Eight-and-a-half minutes of sudden-death overtime had elapsed with still no decision. That's when Lady Luck finally looked approvingly on the home squad.

"Luck Be A Lady Tonight" turned out to be the theme song for the 19-year-old bushy-haired Jagr just when the Devils figured that they had him cornered.

Double J snared the rubber along the right boards and stepped on his accelerator. He caught Devls defenseman Tommy Albelin out of position as he motored toward the anxious Terreri.

Johnny MacLean raced over to cover for Albelin precisely when Jagr reached the face-off circle. Now it was a one-on-one situation but Jagr had the advantage over Johnny Mac in both size and agility.

MacLean: "I tried to stop him from getting to the net but he popped away."

Still, there was a chance that defenseman Ken Daneyko might get to the potential disaster area in time but Jagr did a Mambo dance around Dano, now making it one-on-one with Terreri.

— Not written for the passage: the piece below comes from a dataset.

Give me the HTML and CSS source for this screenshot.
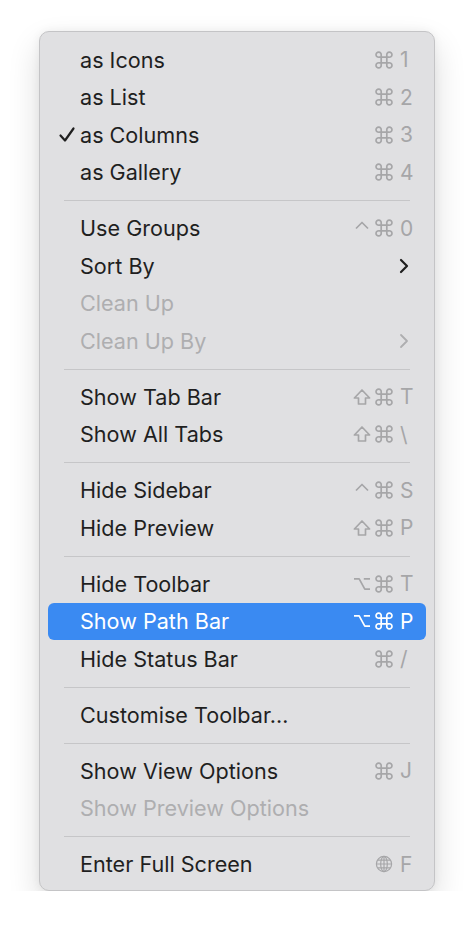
FILE: index.html
```html
<!DOCTYPE html>
<html lang="en">
<head>
	<meta charset="UTF-8">
	<title>View menu</title>
	<link rel="stylesheet" href="styles.css">
</head>
<body>
<svg class="defs">
	<symbol id="cmd" viewBox="0 0 18 18"><path d="M6.2 6.2 V4 A2.6 2.6 0 1 0 4 6.2 H14 A2.6 2.6 0 1 0 11.8 4 V14 A2.6 2.6 0 1 0 14 11.8 H4 A2.6 2.6 0 1 0 6.2 14 Z" /></symbol>
	<symbol id="shift" viewBox="0 0 18 18"><path d="M9 2 L16.6 10 H12.5 V16 H5.5 V10 H1.4 Z" /></symbol>
	<symbol id="opt" viewBox="0 0 18 18"><path d="M1 3.8 H6.2 L11.8 14.2 H17 M10.8 3.8 H17" /></symbol>
	<symbol id="ctrl" viewBox="0 0 18 18"><path d="M3 9.5 L9 3.5 L15 9.5" /></symbol>
	<symbol id="globe" viewBox="0 0 18 18">
		<circle cx="9" cy="9" r="7.6" />
		<ellipse cx="9" cy="9" rx="3.3" ry="7.6" />
		<path d="M9 1.4 V16.6 M1.4 9 H16.6 M2.6 5.1 H15.4 M2.6 12.9 H15.4" />
	</symbol>
</svg>
<div class="menu">
	<div class="item"><span class="label">as Icons</span><span class="keys"><span class="mods"><svg><use href="#cmd"/></svg></span><span class="key">1</span></span></div>
	<div class="item"><span class="label">as List</span><span class="keys"><span class="mods"><svg><use href="#cmd"/></svg></span><span class="key">2</span></span></div>
	<div class="item">
		<svg class="check" viewBox="0 0 18 18"><path d="M2.5 9.5 L7 14.5 L15.5 2.5" /></svg>
		<span class="label">as Columns</span><span class="keys"><span class="mods"><svg><use href="#cmd"/></svg></span><span class="key">3</span></span>
	</div>
	<div class="item"><span class="label">as Gallery</span><span class="keys"><span class="mods"><svg><use href="#cmd"/></svg></span><span class="key">4</span></span></div>
	<div class="sep"></div>
	<div class="item"><span class="label">Use Groups</span><span class="keys"><span class="mods"><svg><use href="#ctrl"/></svg><svg><use href="#cmd"/></svg></span><span class="key">0</span></span></div>
	<div class="item">
		<span class="label">Sort By</span>
		<svg class="arrow" viewBox="0 0 12 16"><path d="M3 2 L9 8 L3 14" /></svg>
	</div>
	<div class="item off"><span class="label">Clean Up</span></div>
	<div class="item off">
		<span class="label">Clean Up By</span>
		<svg class="arrow" viewBox="0 0 12 16"><path d="M3 2 L9 8 L3 14" /></svg>
	</div>
	<div class="sep"></div>
	<div class="item"><span class="label">Show Tab Bar</span><span class="keys"><span class="mods"><svg><use href="#shift"/></svg><svg><use href="#cmd"/></svg></span><span class="key">T</span></span></div>
	<div class="item"><span class="label">Show All Tabs</span><span class="keys"><span class="mods"><svg><use href="#shift"/></svg><svg><use href="#cmd"/></svg></span><span class="key">\</span></span></div>
	<div class="sep"></div>
	<div class="item"><span class="label">Hide Sidebar</span><span class="keys"><span class="mods"><svg><use href="#ctrl"/></svg><svg><use href="#cmd"/></svg></span><span class="key">S</span></span></div>
	<div class="item"><span class="label">Hide Preview</span><span class="keys"><span class="mods"><svg><use href="#shift"/></svg><svg><use href="#cmd"/></svg></span><span class="key">P</span></span></div>
	<div class="sep"></div>
	<div class="item"><span class="label">Hide Toolbar</span><span class="keys"><span class="mods"><svg><use href="#opt"/></svg><svg><use href="#cmd"/></svg></span><span class="key">T</span></span></div>
	<div class="item active"><span class="label">Show Path Bar</span><span class="keys"><span class="mods"><svg><use href="#opt"/></svg><svg><use href="#cmd"/></svg></span><span class="key">P</span></span></div>
	<div class="item"><span class="label">Hide Status Bar</span><span class="keys"><span class="mods"><svg><use href="#cmd"/></svg></span><span class="key">/</span></span></div>
	<div class="sep"></div>
	<div class="item"><span class="label">Customise Toolbar…</span></div>
	<div class="sep"></div>
	<div class="item"><span class="label">Show View Options</span><span class="keys"><span class="mods"><svg><use href="#cmd"/></svg></span><span class="key">J</span></span></div>
	<div class="item off"><span class="label">Show Preview Options</span></div>
	<div class="sep"></div>
	<div class="item"><span class="label">Enter Full Screen</span><span class="keys"><span class="mods"><svg class="thin"><use href="#globe"/></svg></span><span class="key">F</span></span></div>
</div>
</body>
</html>
```

FILE: styles.css
```css
*{
	padding: 0;
	margin: 0;
	box-sizing: border-box;
}
body{
	background-color: #fff;
	font-family: Inter, "Noto Sans", sans-serif;
}
.defs{
	display: none;
}
.menu{
	width: 396px;
	margin: 31px 0 0 39px;
	padding: 9px 0 7px;
	background-color: #e0e0e2;
	border: 1px solid #c4c4c6;
	border-radius: 10px;
	box-shadow: 0 14px 32px rgba(0,0,0,0.14), 0 0 10px rgba(0,0,0,0.06);
}
.item{
	height: 37.5px;
	margin: 0 8px;
	padding: 0 14px 0 32px;
	display: flex;
	align-items: center;
	position: relative;
	border-radius: 6px;
	color: #1f1f1f;
	font-size: 21.6px;
}
.label{
	flex: 1;
}
.off{
	color: #aeaeb0;
}
.active{
	background-color: #3a8af2;
	color: #fff;
}
.check{
	position: absolute;
	left: 10px;
	top: 10px;
	width: 18px;
	height: 18px;
	fill: none;
	stroke: #1f1f1f;
	stroke-width: 2.2;
	stroke-linecap: round;
	stroke-linejoin: round;
}
.keys{
	display: flex;
	align-items: center;
	color: #a6a6a8;
}
.active .keys{
	color: #fff;
}
.mods{
	display: flex;
	align-items: center;
	gap: 4px;
}
.mods svg{
	width: 18px;
	height: 18px;
	fill: none;
	stroke: currentColor;
	stroke-width: 1.7;
	stroke-linejoin: round;
}
.mods svg.thin{
	stroke-width: 1.2;
}
.key{
	width: 12px;
	margin-left: 7px;
	font-size: 21px;
}
.arrow{
	width: 12px;
	height: 16px;
	margin-right: 2px;
	fill: none;
	stroke: #1f1f1f;
	stroke-width: 2.2;
	stroke-linecap: round;
	stroke-linejoin: round;
}
.off .arrow{
	stroke: #aeaeb0;
	stroke-width: 1.8;
}
.sep{
	height: 1px;
	margin: 9px 24px 8.5px;
	background-color: #c6c6c8;
}
```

Chris was in a favorable position, eyes simultaneously fixed on the shooter and his stick as the puck lay cradled on Jaromir's blade. ZOOM! Off went the drive.

"I got most of the shot," Terreri remembered, "but it hit me in the helmet and went in; it was a great play."

The red light behind the goaltender flashed at 8:52 of the first overtime period. Now the series was tied at one win apiece although the total goals favored New Jersey, 7-6.

What only a week earlier had looked like a series win as easy as Penguins aces picking cherries off a tree now had them battling through a New Jersey thorn field.

"They gave us grief," one of the Pittsburgh defensemen exclaimed. "If we didn't know it before we now know we're in for a long, tough series."

What's more, the best-of-seven round now moved to the Meadowlands with the Devils suddenly in the driver's seat. Their two-game efforts suddenly changed a lot of minds about which team was better.

With a potential five games to go, fans both in New Jersey and Pennsylvania were finding this compelling series as exciting as a Stanley Cup Final.

Right now, either team looked good enough to win The Cup. But which one eventually would do it?

Stay tuned!


1. TERRERI MATCHES BARRASSO: On paper, Pittsburgh boasted the better goaltender but after two games Chris held an edge; but just a little.

2. THE SPIRIT OF THE UNDERDOG. Knowing that almost every "expert" picked Pittsburgh to romp in the series, the underdogs adopted an "Us Against The World" attitude that provided positive motivation.

3. HOME ICE NOT AN ADVANTAGE: Over the first two games in Pittsburgh, the Visitors proved to be the better team on the ice although the teams wound up tied at one win apiece.

4. THE MAGIC OF MCVIE: In the most simple terms, Coach Tommy was getting one-hundred-percent efforts from everyone on his roster.